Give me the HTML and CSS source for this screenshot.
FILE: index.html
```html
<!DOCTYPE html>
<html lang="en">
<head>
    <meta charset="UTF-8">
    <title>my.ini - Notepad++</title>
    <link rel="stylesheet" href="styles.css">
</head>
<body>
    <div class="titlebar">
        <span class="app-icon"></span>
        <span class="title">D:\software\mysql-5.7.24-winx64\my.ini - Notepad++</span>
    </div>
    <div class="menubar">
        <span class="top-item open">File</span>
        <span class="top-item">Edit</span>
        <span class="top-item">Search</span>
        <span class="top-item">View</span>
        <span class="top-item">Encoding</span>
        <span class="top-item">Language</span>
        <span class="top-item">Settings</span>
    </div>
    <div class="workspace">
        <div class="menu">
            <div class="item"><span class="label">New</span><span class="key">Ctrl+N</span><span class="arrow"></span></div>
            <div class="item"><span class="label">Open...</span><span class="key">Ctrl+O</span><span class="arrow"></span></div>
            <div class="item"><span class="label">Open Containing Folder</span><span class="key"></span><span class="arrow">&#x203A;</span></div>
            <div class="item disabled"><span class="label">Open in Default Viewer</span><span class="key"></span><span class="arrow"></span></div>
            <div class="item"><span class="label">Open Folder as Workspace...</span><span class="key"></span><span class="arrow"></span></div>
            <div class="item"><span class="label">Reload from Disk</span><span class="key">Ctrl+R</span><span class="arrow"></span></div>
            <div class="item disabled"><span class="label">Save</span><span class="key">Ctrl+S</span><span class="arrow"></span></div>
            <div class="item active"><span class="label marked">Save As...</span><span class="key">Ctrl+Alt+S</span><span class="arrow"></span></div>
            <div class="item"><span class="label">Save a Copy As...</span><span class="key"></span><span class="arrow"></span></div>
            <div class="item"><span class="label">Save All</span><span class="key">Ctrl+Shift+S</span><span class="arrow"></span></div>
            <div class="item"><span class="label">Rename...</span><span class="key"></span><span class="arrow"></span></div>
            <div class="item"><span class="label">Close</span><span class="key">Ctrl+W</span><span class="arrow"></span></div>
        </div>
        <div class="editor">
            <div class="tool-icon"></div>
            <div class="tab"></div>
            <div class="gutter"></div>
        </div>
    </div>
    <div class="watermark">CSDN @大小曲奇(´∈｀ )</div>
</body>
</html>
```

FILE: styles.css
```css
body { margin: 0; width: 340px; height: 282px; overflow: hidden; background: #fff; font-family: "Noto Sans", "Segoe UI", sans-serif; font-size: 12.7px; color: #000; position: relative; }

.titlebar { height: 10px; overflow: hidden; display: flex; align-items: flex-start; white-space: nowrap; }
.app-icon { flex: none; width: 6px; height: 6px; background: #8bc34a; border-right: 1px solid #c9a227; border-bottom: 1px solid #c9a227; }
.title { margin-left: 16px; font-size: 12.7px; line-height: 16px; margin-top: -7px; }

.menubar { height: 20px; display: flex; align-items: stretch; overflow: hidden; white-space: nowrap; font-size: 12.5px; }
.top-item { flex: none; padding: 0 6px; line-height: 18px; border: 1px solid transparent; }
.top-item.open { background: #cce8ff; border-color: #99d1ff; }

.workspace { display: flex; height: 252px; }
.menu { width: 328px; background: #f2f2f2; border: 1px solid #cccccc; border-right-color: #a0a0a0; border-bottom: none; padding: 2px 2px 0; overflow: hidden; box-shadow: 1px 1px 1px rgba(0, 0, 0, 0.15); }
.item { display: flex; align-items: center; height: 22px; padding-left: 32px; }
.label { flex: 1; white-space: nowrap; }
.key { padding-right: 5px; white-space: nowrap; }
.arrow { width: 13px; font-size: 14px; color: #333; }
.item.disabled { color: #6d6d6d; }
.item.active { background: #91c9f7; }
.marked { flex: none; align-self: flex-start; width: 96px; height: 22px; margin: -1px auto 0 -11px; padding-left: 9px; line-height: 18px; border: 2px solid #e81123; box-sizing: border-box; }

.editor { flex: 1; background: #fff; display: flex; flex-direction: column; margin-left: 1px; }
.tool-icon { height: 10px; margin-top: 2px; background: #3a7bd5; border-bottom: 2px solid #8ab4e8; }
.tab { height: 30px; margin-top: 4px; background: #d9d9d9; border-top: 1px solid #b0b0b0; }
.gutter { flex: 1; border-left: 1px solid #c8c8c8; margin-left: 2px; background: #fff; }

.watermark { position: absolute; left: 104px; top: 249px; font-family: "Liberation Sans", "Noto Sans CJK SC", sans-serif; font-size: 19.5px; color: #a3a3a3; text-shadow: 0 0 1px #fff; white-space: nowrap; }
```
******
Given instruction: Quote the whole listing above, leaving nothing out.

Full answer:
Give me the HTML and CSS source for this screenshot.
FILE: index.html
```html
<!DOCTYPE html>
<html lang="en">
<head>
    <meta charset="UTF-8">
    <title>my.ini - Notepad++</title>
    <link rel="stylesheet" href="styles.css">
</head>
<body>
    <div class="titlebar">
        <span class="app-icon"></span>
        <span class="title">D:\software\mysql-5.7.24-winx64\my.ini - Notepad++</span>
    </div>
    <div class="menubar">
        <span class="top-item open">File</span>
        <span class="top-item">Edit</span>
        <span class="top-item">Search</span>
        <span class="top-item">View</span>
        <span class="top-item">Encoding</span>
        <span class="top-item">Language</span>
        <span class="top-item">Settings</span>
    </div>
    <div class="workspace">
        <div class="menu">
            <div class="item"><span class="label">New</span><span class="key">Ctrl+N</span><span class="arrow"></span></div>
            <div class="item"><span class="label">Open...</span><span class="key">Ctrl+O</span><span class="arrow"></span></div>
            <div class="item"><span class="label">Open Containing Folder</span><span class="key"></span><span class="arrow">&#x203A;</span></div>
            <div class="item disabled"><span class="label">Open in Default Viewer</span><span class="key"></span><span class="arrow"></span></div>
            <div class="item"><span class="label">Open Folder as Workspace...</span><span class="key"></span><span class="arrow"></span></div>
            <div class="item"><span class="label">Reload from Disk</span><span class="key">Ctrl+R</span><span class="arrow"></span></div>
            <div class="item disabled"><span class="label">Save</span><span class="key">Ctrl+S</span><span class="arrow"></span></div>
            <div class="item active"><span class="label marked">Save As...</span><span class="key">Ctrl+Alt+S</span><span class="arrow"></span></div>
            <div class="item"><span class="label">Save a Copy As...</span><span class="key"></span><span class="arrow"></span></div>
            <div class="item"><span class="label">Save All</span><span class="key">Ctrl+Shift+S</span><span class="arrow"></span></div>
            <div class="item"><span class="label">Rename...</span><span class="key"></span><span class="arrow"></span></div>
            <div class="item"><span class="label">Close</span><span class="key">Ctrl+W</span><span class="arrow"></span></div>
        </div>
        <div class="editor">
            <div class="tool-icon"></div>
            <div class="tab"></div>
            <div class="gutter"></div>
        </div>
    </div>
    <div class="watermark">CSDN @大小曲奇(´∈｀ )</div>
</body>
</html>
```

FILE: styles.css
```css
body { margin: 0; width: 340px; height: 282px; overflow: hidden; background: #fff; font-family: "Noto Sans", "Segoe UI", sans-serif; font-size: 12.7px; color: #000; position: relative; }

.titlebar { height: 10px; overflow: hidden; display: flex; align-items: flex-start; white-space: nowrap; }
.app-icon { flex: none; width: 6px; height: 6px; background: #8bc34a; border-right: 1px solid #c9a227; border-bottom: 1px solid #c9a227; }
.title { margin-left: 16px; font-size: 12.7px; line-height: 16px; margin-top: -7px; }

.menubar { height: 20px; display: flex; align-items: stretch; overflow: hidden; white-space: nowrap; font-size: 12.5px; }
.top-item { flex: none; padding: 0 6px; line-height: 18px; border: 1px solid transparent; }
.top-item.open { background: #cce8ff; border-color: #99d1ff; }

.workspace { display: flex; height: 252px; }
.menu { width: 328px; background: #f2f2f2; border: 1px solid #cccccc; border-right-color: #a0a0a0; border-bottom: none; padding: 2px 2px 0; overflow: hidden; box-shadow: 1px 1px 1px rgba(0, 0, 0, 0.15); }
.item { display: flex; align-items: center; height: 22px; padding-left: 32px; }
.label { flex: 1; white-space: nowrap; }
.key { padding-right: 5px; white-space: nowrap; }
.arrow { width: 13px; font-size: 14px; color: #333; }
.item.disabled { color: #6d6d6d; }
.item.active { background: #91c9f7; }
.marked { flex: none; align-self: flex-start; width: 96px; height: 22px; margin: -1px auto 0 -11px; padding-left: 9px; line-height: 18px; border: 2px solid #e81123; box-sizing: border-box; }

.editor { flex: 1; background: #fff; display: flex; flex-direction: column; margin-left: 1px; }
.tool-icon { height: 10px; margin-top: 2px; background: #3a7bd5; border-bottom: 2px solid #8ab4e8; }
.tab { height: 30px; margin-top: 4px; background: #d9d9d9; border-top: 1px solid #b0b0b0; }
.gutter { flex: 1; border-left: 1px solid #c8c8c8; margin-left: 2px; background: #fff; }

.watermark { position: absolute; left: 104px; top: 249px; font-family: "Liberation Sans", "Noto Sans CJK SC", sans-serif; font-size: 19.5px; color: #a3a3a3; text-shadow: 0 0 1px #fff; white-space: nowrap; }
```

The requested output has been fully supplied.